Und diesmal? Es hat sich doch viel verändert . Im Westen Österreichs koaliert die Volkspartei mit den Grünen, in Oberösterreich arbeiteten sie über Jahre zusammen. Diese Erfahrungen gab es 2002 nicht. Spitzenkandidat Werner Kogler hatte zudem mehrfach erklärt, nach der Wahl "nicht auf der Flucht" sein zu wollen.
Bei der letzten TV-Konfrontation appellierte er auch an die Industrie, sich nicht vor den Grünen zu fürchten. Man müsse im Klimaschutz die Chancen sehen, "gerade für Gewerbe und Industrie", etwa bei den Themen der Photovoltaik, der Gebäudedämmung oder abgasfreien Autos.
Relevant ist auch, wie groß der Mandatsüberhang am Ende bei dieser Variante ist. Am Abend lag Türkis-Grün bei 97 Mandaten, ab 92 ist eine Mehrheit im Nationalrat erreicht. Das könnte für eine stabile Regierung genügen.
Ein Problem stellt allerdings der Bundesrat dar, auch den braucht es für Gesetzesbeschlüsse. Da dürfte eine türkis-grüne Mehrheit erst nach der Wien-Wahl erreichbar sein. Mit einer Mehrheit im Nationalrat könnte man die meisten Beschlüsse zwar per Beharrungsbeschluss durchbringen, es wäre aber mühsam - und wohl auch eine Belastung für die Institution des Bundesrats.
Inhaltlich sind sich Grün und Türkis doch recht fern. In Sachen Klimawandel vielleicht nicht unbedingt, was die Ziele zur CO2-Reduktion betrifft, wohl aber bei den konkreten Maßnahmen. Aber auch bei Themen wie Sozialpolitik und Bildung könnten die Unterschiede kaum größer sein.
Insgesamt dürften die Chancen besser sein als 2002. Auch die Wiener Grünen-Chefin Birgit Hebein sprach sich für Sondierungen aus. Sie blieb dennoch skeptisch. Nicht zuletzt, da Kurz mehrfach angekündigt hatte, eine Mitte-Rechts-Koalition anführen zu wollen. Dies, so Hebein, werde sich mit Grün nicht ausgehen.
Dass die Grünen und Kurz einander einmal auch schon näher waren, ist aber auch ein Fakt. Als Kurz Integrationsstaatssekretär war, bekam er sogar Lob aus dem grünen Lager für seinen Beitrag zur Versachlichung der Integrationsdebatte. Doch genau diese ist nun auch einer der Knackpunkte.

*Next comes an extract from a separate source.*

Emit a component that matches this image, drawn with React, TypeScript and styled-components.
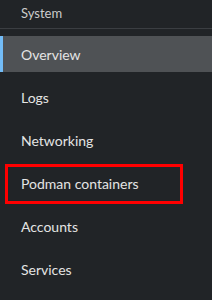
import React from "react";
import styled, { createGlobalStyle } from "styled-components";

const GlobalStyle = createGlobalStyle`
    html, body {
        margin: 0;
        padding: 0;
        background: #212427;
    }
    body {
        font-family: Lato, "Liberation Sans", sans-serif;
    }
`;

const Sidebar = styled.nav`
    width: 212px;
    height: 300px;
    background: #212427;
    overflow: hidden;
`;

const SectionTitle = styled.div`
    box-sizing: border-box;
    height: 29px;
    padding: 5px 0 0 21px;
    font-size: 13px;
    line-height: 16px;
    color: #cccccc;
    border-bottom: 1px solid #3b3e42;
`;

const List = styled.ul`
    list-style: none;
    margin: 0;
    padding: 7px 0 0;
    display: flex;
    flex-direction: column;
    gap: 7px;
`;

const Item = styled.li<{ $active?: boolean }>`
    position: relative;
    box-sizing: border-box;
    height: 36px;
    display: flex;
    align-items: center;
    font-size: 14px;
    color: #e4e4e4;
    background: ${(p) => (p.$active ? "#4f5255" : "transparent")};
    border-left: ${(p) => (p.$active ? "3px solid #73bcf7" : "none")};
    padding-left: ${(p) => (p.$active ? "18px" : "21px")};
`;

const Highlight = styled.span`
    position: absolute;
    left: 5px;
    top: -1px;
    width: 178px;
    height: 40px;
    box-sizing: border-box;
    border: 3px solid #ff0000;
    pointer-events: none;
`;

const items = ["Overview", "Logs", "Networking", "Podman containers", "Accounts", "Services"];

const App = () => {
    return (
        <>
            <GlobalStyle />
            <Sidebar>
                <SectionTitle>System</SectionTitle>
                <List>
                    {items.map((name) => (
                        <Item key={name} $active={name === "Overview"}>
                            {name}
                            {name === "Podman containers" && <Highlight />}
                        </Item>
                    ))}
                </List>
            </Sidebar>
        </>
    );
};

export default App;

Kurz hat seine Linie hier doch merklich verändert. Will er mit den Grünen koalieren, muss er das Kunststück schaffen, eine restriktive Migrationslinie, die er nicht verlassen wird, mit einer wertschätzenden Integrationslinie zu verbinden. Auch ein Faktor: Van der Bellen ist mittlerweile Bundespräsident.